Half the 182 colleges surveyed in a major study published today said that student numbers had dropped this year. The axeing of education maintenance allowances (EMAs) is cited as the main reason for the fall in numbers.

The research is the first in-depth study of the impact of the Government’s decisions to cut EMAs and it also blames cuts n transport subsidies for the fall, which in one in four colleges was said to be up to 15 per cent.

The Connexions careers service has also been cut which, according to Martn Doel, Chief Executive of the Association of Colleges means that “there will be little colleges can do to encourage ...(students) back into education.”

At a time when the number of young people out of work has hit the million mark, it seems perverse that young people are not encourage to stay on for vocational training.

According to the report there were 600 fewer students enrolled on courses in further education and specialist colleges where students would be likely to opt for vocational courses, such as sport and leisure, hair and beauty and construction.

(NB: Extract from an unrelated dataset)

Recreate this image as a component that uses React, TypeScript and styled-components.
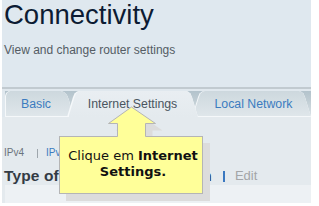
import React from "react";
import styled, { createGlobalStyle, css } from "styled-components";

const Global = createGlobalStyle`
  html, body { margin: 0; padding: 0; background: #ffffff; }
  body { font-family: "Liberation Sans", Arial, sans-serif; }
`;

const Root = styled.div`
  position: relative;
  width: 319px;
  height: 206px;
  overflow: hidden;
  background: #ffffff;
`;

const Panel = styled.div`
  margin-left: 2px;
  width: 309px;
  height: 203px;
  display: flex;
  flex-direction: column;
  background: #e4eaee;
`;

const Header = styled.header`
  flex: none;
  height: 89px;
  box-sizing: border-box;
  padding: 1px 0 0 2px;
  background: #dfe8ef;
  border-bottom: 2px solid #c1cad0;
`;

const Title = styled.h1`
  margin: 0;
  font-size: 27.5px;
  line-height: 28px;
  font-weight: normal;
  color: #0c1b33;
`;

const Subtitle = styled.p`
  margin: 14px 0 0;
  font-size: 12px;
  line-height: 14px;
  color: #545c64;
`;

const TabBar = styled.nav`
  flex: none;
  height: 28px;
  box-sizing: border-box;
  padding: 2px 0 0 3px;
  display: flex;
  background: #e0e8ee;
`;

const TabStrip = styled.div`
  flex: 1;
  display: flex;
  height: 26px;
  background: linear-gradient(to bottom, #b3c3cc 0, #bfccd3 9px, #dbe3e8 100%);
`;

const firstShape = css`
  clip-path: polygon(
    0 100%, 0 5px, 1px 2px, 4px 0,
    calc(100% - 12px) 0, calc(100% - 9px) 1px, calc(100% - 6px) 4px, calc(100% - 4px) 9px,
    100% 100%
  );
`;

const midShape = css`
  clip-path: polygon(
    0 100%, 6px 6px, 7.5px 2.5px, 10px 0.5px, 12px 0,
    calc(100% - 12px) 0, calc(100% - 10px) 0.5px, calc(100% - 7.5px) 2.5px, calc(100% - 6px) 6px,
    100% 100%
  );
`;

const Tab = styled.div<{ $active?: boolean; $first?: boolean; $w: number; $shift: number }>`
  position: relative;
  flex: none;
  box-sizing: border-box;
  width: ${(p) => p.$w}px;
  height: 26px;
  margin-left: ${(p) => (p.$first ? 0 : -6)}px;
  padding-left: ${(p) => Math.max(p.$shift, 0) * 2}px;
  padding-right: ${(p) => Math.max(-p.$shift, 0) * 2}px;
  z-index: ${(p) => (p.$active ? 2 : 1)};
  display: flex;
  align-items: center;
  justify-content: center;
  font-size: 12.3px;
  white-space: nowrap;
  color: ${(p) => (p.$active ? "#4a5560" : "#3b7cc0")};
  background: #f5f8fa;
  ${(p) => (p.$first ? firstShape : midShape)}

  &::before {
    content: "";
    position: absolute;
    top: 0;
    right: 0;
    bottom: ${(p) => (p.$active ? 0 : 1)}px;
    left: ${(p) => (p.$active ? 1.5 : 1)}px;
    z-index: -1;
    ${(p) => (p.$first ? firstShape : midShape)}
    background: ${(p) =>
      p.$active
        ? "linear-gradient(to bottom, #e9eef2, #e4eaee)"
        : "linear-gradient(to bottom, #cdd8de, #dfe6ea)"};
  }
`;

const Content = styled.section`
  flex: 1;
  display: flex;
  flex-direction: column;
  padding: 30px 0 0 2px;
`;

const SubNav = styled.div`
  display: flex;
  align-items: center;
  height: 12px;
  font-size: 10px;
  line-height: 12px;
`;

const SubLink = styled.span<{ $current?: boolean }>`
  color: ${(p) => (p.$current ? "#6b747c" : "#3b7cc0")};
`;

const Divider = styled.span<{ $strong?: boolean }>`
  flex: none;
  width: ${(p) => (p.$strong ? 2 : 1)}px;
  height: ${(p) => (p.$strong ? 11 : 9)}px;
  background: ${(p) => (p.$strong ? "#3a78c0" : "#9ea6ac")};
  margin: ${(p) => (p.$strong ? "0 10px 0 11px" : "0 8px 0 13px")};
`;

const SectionRow = styled.div`
  display: flex;
  align-items: center;
  margin-top: 8px;
  height: 18px;
  line-height: 18px;
`;

const SectionTitle = styled.h2`
  margin: 0;
  font-size: 15.5px;
  letter-spacing: 0.12px;
  font-weight: bold;
  color: #333b44;
  white-space: nowrap;
`;

const EditLink = styled.span`
  font-size: 13px;
  color: #a3a5a7;
`;

const Band = styled.div`
  height: 18px;
  margin-left: 1px;
  background: #edf1f4;
`;

const Callout = styled.div`
  position: absolute;
  left: 59px;
  top: 106px;
  width: 144px;
`;

const ArrowLayer = styled.svg<{ $front?: boolean }>`
  position: absolute;
  left: 0;
  top: 0;
  overflow: visible;
  z-index: ${(p) => (p.$front ? 2 : 0)};
`;

const Bubble = styled.div`
  position: relative;
  z-index: 1;
  margin-top: 30px;
  box-sizing: border-box;
  height: 58px;
  padding: 11px 2px 0 6px;
  background: #ffff99;
  border: 1px solid #b5b5b5;
  box-shadow: 7px 7px 0 #dcdcdc;
  font-family: "DejaVu Sans", Verdana, sans-serif;
  font-size: 13px;
  line-height: 16px;
  text-align: center;
  color: #111111;
`;

const ARROW_FILL = "M72.5 1 L96.5 17.5 L86.5 17.5 L86.5 31.5 L58.5 31.5 L58.5 17.5 L49.5 17.5 Z";
const ARROW_EDGE = "M58.5 30.5 L58.5 17.5 L49.5 17.5 L72.5 1 L96.5 17.5 L86.5 17.5 L86.5 30.5";

export default function App() {
  return (
    <Root>
      <Global />
      <Panel>
        <Header>
          <Title>Connectivity</Title>
          <Subtitle>View and change router settings</Subtitle>
        </Header>
        <TabBar>
          <TabStrip>
            <Tab $first $w={68} $shift={-3}>Basic</Tab>
            <Tab $active $w={131} $shift={0}>Internet Settings</Tab>
            <Tab $w={119} $shift={2}>Local Network</Tab>
          </TabStrip>
        </TabBar>
        <Content>
          <SubNav>
            <SubLink $current>IPv4</SubLink>
            <Divider />
            <SubLink>IPv6</SubLink>
          </SubNav>
          <SectionRow>
            <SectionTitle>Type of Internet Connection</SectionTitle>
            <Divider $strong />
            <EditLink>Edit</EditLink>
          </SectionRow>
          <Band />
        </Content>
      </Panel>
      <Callout>
        <ArrowLayer width="110" height="40">
          <path d={ARROW_FILL} transform="translate(7 7)" fill="#dcdcdc" />
        </ArrowLayer>
        <Bubble>
          Clique em <b>Internet</b>
          <br />
          <b>Settings.</b>
        </Bubble>
        <ArrowLayer $front width="110" height="40">
          <path d={ARROW_FILL} fill="#ffff99" />
          <path d={ARROW_EDGE} fill="none" stroke="#b5b5b5" strokeWidth="1" strokeLinejoin="miter" />
        </ArrowLayer>
      </Callout>
    </Root>
  );
}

Sally Hunt, general secretary of the University and College Union, said: "As youth unemployment soars towards record levels, the Government needs to urgently reassess its priorities and make access to education easier for the poorest in society. Better transport subsidies and free meals for the poorest students would [be a] step in the right direction."

The Education Secretary, Michael Gove said that EMAs would be replaced by more targeted funding at a lower cost.